Vatican to women: No stinkin' girls allowed!

The Catholic Church issues a decree against the ordination of female priests.

Published May 30, 2008 4:40PM (EDT)

Since I've already effectively excommunicated myself from the Catholic Church, in which I was raised, I'll go ahead and say it: Sometimes, the Vatican boys are just so cute when they're mad.

On Thursday, the Congregation for the Doctrine of the Faith issued a decree against the ordination of female priests, saying flat out that bishops who perform such ordinations and the women who get them will be automatically excommunicated -- meaning the second it's done, the people involved have irretrievably fallen from grace and are no longer Catholics, whether the Vatican ever finds out about it or not. No heaven for you!

Reuters explains:

"Excommunication is usually 'ferendae sententiae,' imposed as punishment.
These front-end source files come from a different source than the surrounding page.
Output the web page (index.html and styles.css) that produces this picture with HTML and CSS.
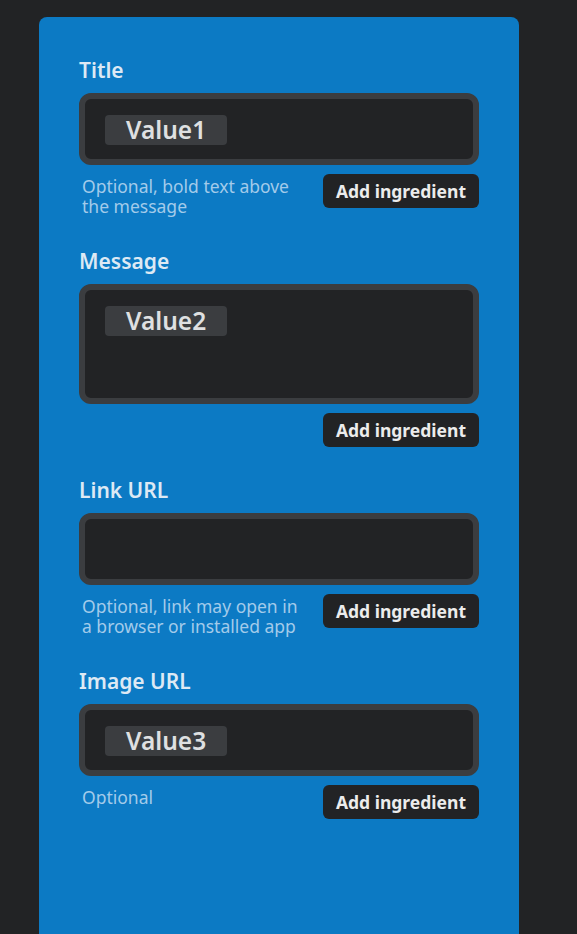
FILE: index.html
```
<!DOCTYPE html>
<html>
<head>
<meta charset="utf-8">
<link rel="stylesheet" href="styles.css">
</head>
<body>
<div class="panel">
  <div class="field">
    <div class="label">Title</div>
    <div class="box"><span class="pill">Value1</span></div>
    <div class="row">
      <div class="help">Optional, bold text above the message</div>
      <button class="add">Add ingredient</button>
    </div>
  </div>
  <div class="field">
    <div class="label">Message</div>
    <div class="box tall"><span class="pill">Value2</span></div>
    <div class="row">
      <div class="help"></div>
      <button class="add">Add ingredient</button>
    </div>
  </div>
  <div class="field">
    <div class="label">Link URL</div>
    <div class="box"></div>
    <div class="row">
      <div class="help">Optional, link may open in a browser or installed app</div>
      <button class="add">Add ingredient</button>
    </div>
  </div>
  <div class="field">
    <div class="label">Image URL</div>
    <div class="box"><span class="pill">Value3</span></div>
    <div class="row">
      <div class="help">Optional</div>
      <button class="add">Add ingredient</button>
    </div>
  </div>
</div>
</body>
</html>
```

FILE: styles.css
```
html, body {
  margin: 0;
  padding: 0;
  background: #222325;
  height: 100%;
  overflow: hidden;
}
body {
  font-family: "Noto Sans", Lato, sans-serif;
  padding: 17px 0 0 39px;
  box-sizing: border-box;
}
.panel {
  width: 480px;
  height: 917px;
  background: #0c7ac4;
  border-radius: 8px 8px 0 0;
  padding: 38px 40px 0;
  box-sizing: border-box;
  display: flex;
  flex-direction: column;
  gap: 28px;
}
.field {
  display: flex;
  flex-direction: column;
}
.label {
  color: #dde9f4;
  font-weight: 600;
  font-size: 21px;
  line-height: 28px;
  padding-top: 1px;
  margin-bottom: 9px;
}
.box {
  height: 72px;
  box-sizing: border-box;
  background: #222325;
  border: 6px solid #3b3d40;
  border-radius: 12px;
  padding: 16px 20px;
}
.box.tall {
  height: 120px;
}
.pill {
  display: inline-block;
  background: #3b3d40;
  color: #dfe0e1;
  font-weight: 600;
  font-size: 24.5px;
  line-height: 30px;
  height: 30px;
  padding: 0 21px;
  border-radius: 4px;
}
.row {
  display: flex;
  justify-content: space-between;
  align-items: flex-start;
  margin-top: 9px;
}
.help {
  color: #a3cbea;
  font-size: 17.5px;
  line-height: 20px;
  width: 220px;
  padding: 2px 0 2px 3px;
}
.help:empty {
  padding: 0;
}
.add {
  background: #222325;
  color: #ececec;
  font-family: inherit;
  font-weight: 700;
  font-size: 17.5px;
  height: 34px;
  padding: 0 13px;
  border: none;
  border-radius: 6px;
}
```
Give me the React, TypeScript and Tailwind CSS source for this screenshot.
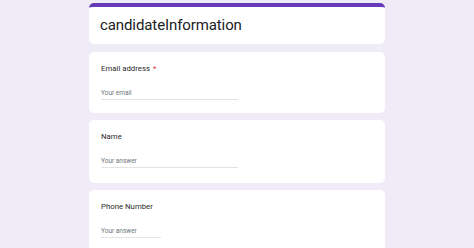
import React from 'react';

const fields = [
  { label: 'Email address', required: true, placeholder: 'Your email', lineW: 'w-[137px]', h: 'h-[61px] mt-[1px]' },
  { label: 'Name', required: false, placeholder: 'Your answer', lineW: 'w-[137px]', h: 'h-[63px]' },
  { label: 'Phone Number', required: false, placeholder: 'Your answer', lineW: 'w-[60px]', h: 'h-[63px]' },
];

export default function App() {
  return (
    <div className="w-[474px] h-[248px] overflow-hidden bg-[#efebf7] flex justify-center pt-[3px]" style={{ fontFamily: 'Roboto, "Liberation Sans", sans-serif' }}>
      <div className="w-[296px] flex flex-col gap-[7px]">
        <div className="h-[41px] shrink-0 bg-white rounded-[5px] border-t-[4px] border-[#673ab7] px-[11px] pt-[8px]">
          <h1 className="text-[15px] leading-[20px] text-[#202124] tracking-[-0.1px]">candidateInformation</h1>
        </div>
        {fields.map((f, i) => (
          <div key={i} className={`${f.h} shrink-0 bg-white rounded-[5px] px-[12px] pt-[11px]`}>
            <div className="text-[7.8px] leading-[11px] text-[#2b2b2b]">
              {f.label}
              {f.required && <span className="text-[#d93025] ml-[3px]">*</span>}
            </div>
            <div className={`${f.lineW} mt-[15px] border-b border-[#e4e4e4] pb-[1px]`}>
              <div className="text-[6.5px] leading-[9px] text-[#70757a]">{f.placeholder}</div>
            </div>
          </div>
        ))}
      </div>
    </div>
  );
}
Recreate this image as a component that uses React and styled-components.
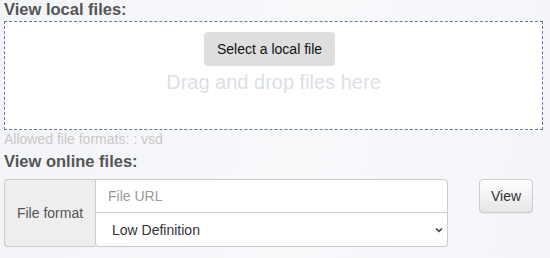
import React from 'react'
import styled, { createGlobalStyle } from 'styled-components'

const Global = createGlobalStyle`
  html, body {
    margin: 0;
    padding: 0;
  }
  body {
    width: 550px;
    height: 258px;
    overflow: hidden;
    font-family: "Liberation Sans", Arial, sans-serif;
    background: linear-gradient(100deg, #f3f4f7 0%, #f8f9fb 55%, #f4f5f8 100%);
  }
`;

const Page = styled.div`
  padding: 0 7px 0 4px;
`;

const Heading = styled.h3`
  margin: 0 0 3px;
  font-size: 16.5px;
  line-height: 18px;
  font-weight: bold;
  color: #555;
`;

const DropZone = styled.div`
  height: 109px;
  box-sizing: border-box;
  border: 1px dashed #6b70a8;
  background: #fff;
  display: flex;
  flex-direction: column;
  align-items: center;
  padding-top: 10px;
`;

const SelectButton = styled.button`
  width: 131px;
  height: 34px;
  margin-right: 8px;
  border: none;
  border-radius: 4px;
  background: #dedede;
  color: #111;
  font-family: inherit;
  font-size: 14px;
  padding: 0;
`;

const DropHint = styled.div`
  margin-top: 4px;
  font-size: 20px;
  line-height: 24px;
  color: #dcdfe6;
`;

const Allowed = styled.div`
  margin-top: 1px;
  font-size: 14px;
  line-height: 16px;
  color: #c8c8c8;
`;

const OnlineHeading = styled(Heading)`
  margin: 5px 0 9px;
`;

const Row = styled.div`
  display: flex;
  align-items: flex-start;
`;

const Group = styled.div`
  width: 444px;
  height: 68px;
  display: flex;
`;

const Addon = styled.div`
  width: 91px;
  box-sizing: border-box;
  border: 1px solid #ccc;
  border-right: none;
  border-radius: 4px 0 0 4px;
  background: #eee;
  color: #555;
  font-size: 14px;
  display: flex;
  align-items: center;
  justify-content: center;
`;

const Fields = styled.div`
  flex: 1;
  display: flex;
  flex-direction: column;
`;

const UrlInput = styled.input`
  height: 34px;
  box-sizing: border-box;
  border: 1px solid #ccc;
  border-radius: 0 4px 0 0;
  background: #fff;
  padding: 0 12px;
  font-family: inherit;
  font-size: 14px;
  color: #555;
  outline: none;
  &::placeholder {
    color: #999;
  }
`;

const Select = styled.div`
  height: 34px;
  box-sizing: border-box;
  border: 1px solid #ccc;
  border-top: none;
  border-radius: 0 0 4px 4px;
  background: #fff;
  padding: 0 4px 0 16px;
  font-size: 14px;
  color: #333;
  display: flex;
  align-items: center;
  justify-content: space-between;
`;

const ViewButton = styled.button`
  margin-left: 31px;
  width: 54px;
  height: 34px;
  box-sizing: border-box;
  border: 1px solid #ccc;
  border-radius: 4px;
  background: linear-gradient(#fff, #e6e6e6);
  box-shadow: 0 1px 1px rgba(0, 0, 0, 0.05);
  color: #333;
  font-family: inherit;
  font-size: 14px;
  padding: 0;
`;

const Chevron = () => (
  <svg width="8" height="6" viewBox="0 0 8 6">
    <path d="M1 1.5 L4 4.3 L7 1.5" fill="none" stroke="#444" strokeWidth="1.7" />
  </svg>
);

const App = () => {
  return (
    <>
      <Global />
      <Page>
        <Heading>View local files:</Heading>
        <DropZone>
          <SelectButton>Select a local file</SelectButton>
          <DropHint>Drag and drop files here</DropHint>
        </DropZone>
        <Allowed>Allowed file formats: : vsd</Allowed>
        <OnlineHeading>View online files:</OnlineHeading>
        <Row>
          <Group>
            <Addon>File format</Addon>
            <Fields>
              <UrlInput placeholder="File URL" />
              <Select>
                <span>Low Definition</span>
                <Chevron />
              </Select>
            </Fields>
          </Group>
          <ViewButton>View</ViewButton>
        </Row>
      </Page>
    </>
  )
}

export default App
But some offenses, including heresy, schism, and laying violent hands on the Pope, are considered so disruptive of ecclesiastical life that they trigger automatic excommunication, or 'latae sententiae.'"
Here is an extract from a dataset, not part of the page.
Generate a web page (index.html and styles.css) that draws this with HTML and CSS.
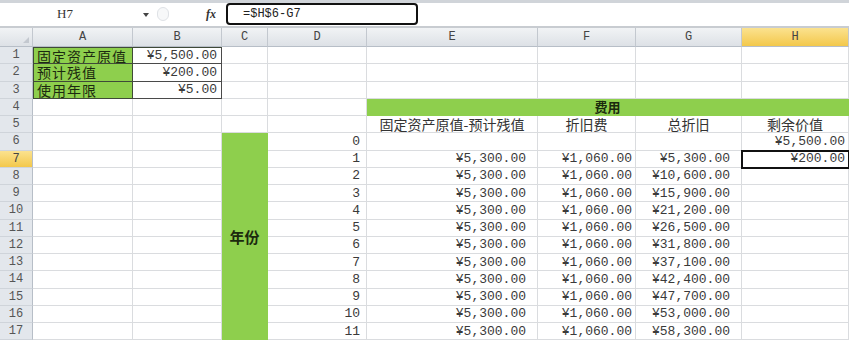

Ordaining a woman priest, or seeking ordination as a woman, is now right up there with laying violent hands on the pope.

I know that for the devout -- which most bishops and women who seek the priesthood certainly are -- this kind of thing can create a soul-shredding internal conflict. These aren't just a bunch of rebellious a la carte Catholics who don't really give a hoot what the pope says; the organization Women Priests, for instance, explicitly condemns illegal ordination but still doesn't want to let the matter drop. "We love our family, the Catholic Church," its Web site says. "We fully accept the authority of the Pope. We respect his personal integrity as an outstanding spiritual leader. But we are convinced that the Pope and his advisors in Rome are making a serious mistake by dismissing women as priests. We feel obliged in conscience to make our carefully considered reasons known, fulfilling our duty to speak out as our present Pope has repeatedly told us to do." For the group, a decree like this is of utmost seriousness.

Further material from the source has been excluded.